Dumonduh.com - Komisi Nasional Haji (Komnas Haji) mengingatkan masyarakat agar tidak mudah tergoda dengan tawaran berangkat haji tanpa harus antre, karena hal tersebut rawan penipuan, terutama menyusul aturan baru dari pemerintah Arab Saudi.
"Jika ada yang menawarkan keberangkatan haji secara instan tanpa antre, bisa dipastikan itu tidak benar. Skema haji yang sah dan resmi hanya ada tiga, yakni haji reguler, haji khusus, dan haji furoda yang menggunakan visa mujamalah," ujar Ketua Komnas Haji, Mustolih Siradj, pada Jumat (11/4/2025).
Sebelumnya, pemerintah Arab Saudi mengeluarkan kebijakan penghentian sementara penerbitan visa umrah dan visa kunjungan untuk 14 negara, termasuk Indonesia.
Selain Indonesia, negara-negara yang terdampak antara lain Pakistan, India, Bangladesh, Irak, Sudan, Ethiopia, Yordania, Tunisia, Nigeria, Maroko, Yaman, Aljazair, dan Mesir.
Kebijakan ini mulai diberlakukan sejak awal April dan akan berlanjut hingga pertengahan Juni 2025, bersamaan dengan berakhirnya musim haji yang dijadwalkan berlangsung pada 4–9 Juni.
Untuk sementara, pemerintah Arab Saudi menutup akses masuk bagi jemaah umrah serta pengunjung lainnya, termasuk yang ingin berkunjung ke keluarga, hingga musim haji selesai.
Saudi menetapkan tanggal 13 April 2025 (15 Syawal 1446 H) sebagai hari terakhir jemaah umrah diizinkan masuk. Sementara itu, seluruh jemaah wajib meninggalkan wilayah Kerajaan pada 29 April 2025 (1 Zulkaidah 1446 H).
Kebijakan ini bertujuan untuk mencegah penyalahgunaan visa umrah dan kunjungan yang sering dimanfaatkan untuk menunaikan ibadah haji secara ilegal.
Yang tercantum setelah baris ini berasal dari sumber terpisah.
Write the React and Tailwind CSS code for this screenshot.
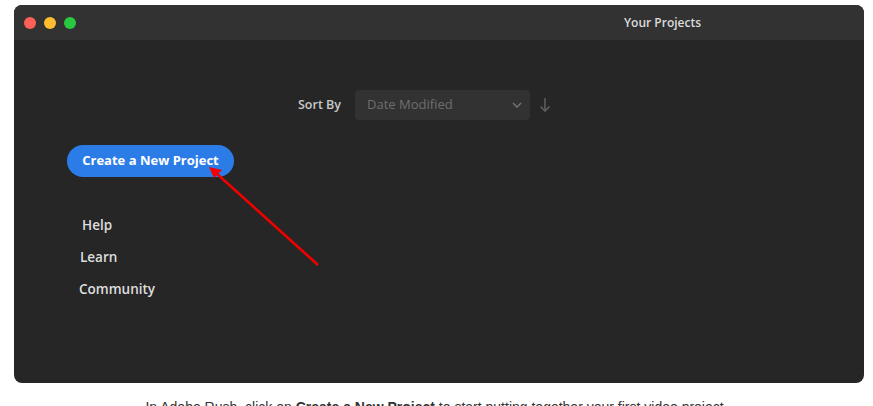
import React from "react";

const links = [
    { label: "Help", indent: "ml-[3px]" },
    { label: "Learn", indent: "ml-[1px]" },
    { label: "Community", indent: "ml-0" },
];

const TrafficLights = () => (
    <div className="flex items-center gap-[8px]">
        <span className="w-[12px] h-[12px] rounded-full bg-[#fe5f57]" />
        <span className="w-[12px] h-[12px] rounded-full bg-[#febc2e]" />
        <span className="w-[12px] h-[12px] rounded-full bg-[#28c840]" />
    </div>
);

const App = () => {
    return (
        <div className="w-[873px] h-[406px] bg-white overflow-hidden font-['Open_Sans',sans-serif]">
            {/* Window */}
            <div className="relative ml-[14px] mt-[5px] w-[850px] h-[378px] rounded-[8px] overflow-hidden bg-[#262626]">
                {/* Title bar */}
                <div className="h-[35px] bg-[#323232] flex items-center pl-[10px]">
                    <TrafficLights />
                    <span className="ml-[548px] text-[12px] font-semibold text-[#dcdcdc]">Your Projects</span>
                </div>

                {/* Body */}
                <div className="pt-[50px]">
                    <div className="flex items-center pl-[284px]">
                        <span className="text-[12.5px] font-semibold text-[#c8c8c8]">Sort By</span>
                        <div className="ml-[14px] w-[175px] h-[30px] rounded-[4px] bg-[#323232] flex items-center justify-between pl-[12px] pr-[6px]">
                            <span className="text-[13px] text-[#6e6e6e]">Date Modified</span>
                            <svg width="14" height="14" viewBox="0 0 14 14" fill="none" stroke="#6e6e6e" strokeWidth="1.6">
                                <path d="M3 5l4 4 4-4" />
                            </svg>
                        </div>
                        <svg className="ml-[8px]" width="14" height="18" viewBox="0 0 14 18" fill="none" stroke="#5c5c5c" strokeWidth="1.6">
                            <path d="M7 2v13M2.5 10.5L7 15l4.5-4.5" />
                        </svg>
                    </div>

                    <button className="mt-[25px] ml-[53px] w-[167px] h-[32px] rounded-full bg-[#2c7ce8] text-white text-[13px] font-bold">
                        Create a New Project
                    </button>

                    <div className="mt-[38px] ml-[65px] flex flex-col gap-[12px]">
                        {links.map((l) => (
                            <span key={l.label} className={`${l.indent} h-[20px] leading-[20px] text-[13.5px] font-semibold text-[#dedede]`}>
                                {l.label}
                            </span>
                        ))}
                    </div>
                </div>

                {/* Annotation arrow */}
                <svg className="absolute left-0 top-0 pointer-events-none" width="850" height="378">
                    <line x1="304" y1="260" x2="202" y2="168" stroke="#f20000" strokeWidth="2.6" />
                    <polygon points="195,162 208,165 200,173" fill="#f20000" />
                </svg>
            </div>

            {/* Caption */}
            <p className="mt-[14px] text-center text-[14px] leading-[20px] text-[#333] font-['Liberation_Sans',Arial,sans-serif]">
                In Adobe Rush, click on <b>Create a New Project</b> to start putting together your first video project.
            </p>
        </div>
    );
};

export default App;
Dalam beberapa tahun terakhir, banyak jemaah dari berbagai negara yang datang menjelang musim haji menggunakan visa non-haji, terutama pada Ramadan dan Syawal, lalu berusaha tinggal lebih lama agar bisa menyelinap mengikuti ibadah haji. Praktik semacam ini jelas melanggar aturan, karena hanya pemegang visa haji yang diizinkan masuk ke lokasi prosesi.
"Praktik seperti ini juga cukup sering dilakukan oleh warga Indonesia. Padahal, itu sangat berisiko dan dilarang," tambah Mustolih.
Ia menegaskan, menjelang musim haji, otoritas Saudi meningkatkan kewaspadaan, termasuk dengan mengerahkan aparat keamanan. Pemeriksaan dan razia dilakukan secara ketat, termasuk menyisir tempat tinggal yang dicurigai menampung jemaah tanpa izin resmi.
Mereka yang kedapatan melakukan pelanggaran bisa dikenakan sanksi berat seperti dideportasi, dikenai denda hingga puluhan juta rupiah, bahkan masuk daftar hitam dan tidak diperbolehkan masuk Saudi selama 10 tahun.
Pada musim haji tahun lalu, sejumlah warga Indonesia sempat ditangkap, termasuk seorang Ketua DPRD dari sebuah kabupaten di Jawa yang ditahan dan diproses hukum karena terbukti melanggar aturan haji.
Sebagai akademisi dari Fakultas Syariah dan Hukum UIN Jakarta, Mustolih menyampaikan bahwa pemerintah Arab Saudi kini memberikan perhatian serius terhadap keselamatan para jemaah yang datang dari seluruh dunia.
Tingginya jumlah jemaah yang meninggal dunia pada musim haji sebelumnya, yang mencapai lebih dari 1.200 orang, sebagian besar disebabkan oleh kepadatan berlebihan yang diduga dipicu oleh keberadaan jemaah ilegal.
Oleh karena itu, pemerintah Saudi berupaya mengendalikan situasi dengan menghentikan sementara penerbitan visa non-haji hingga musim haji berakhir.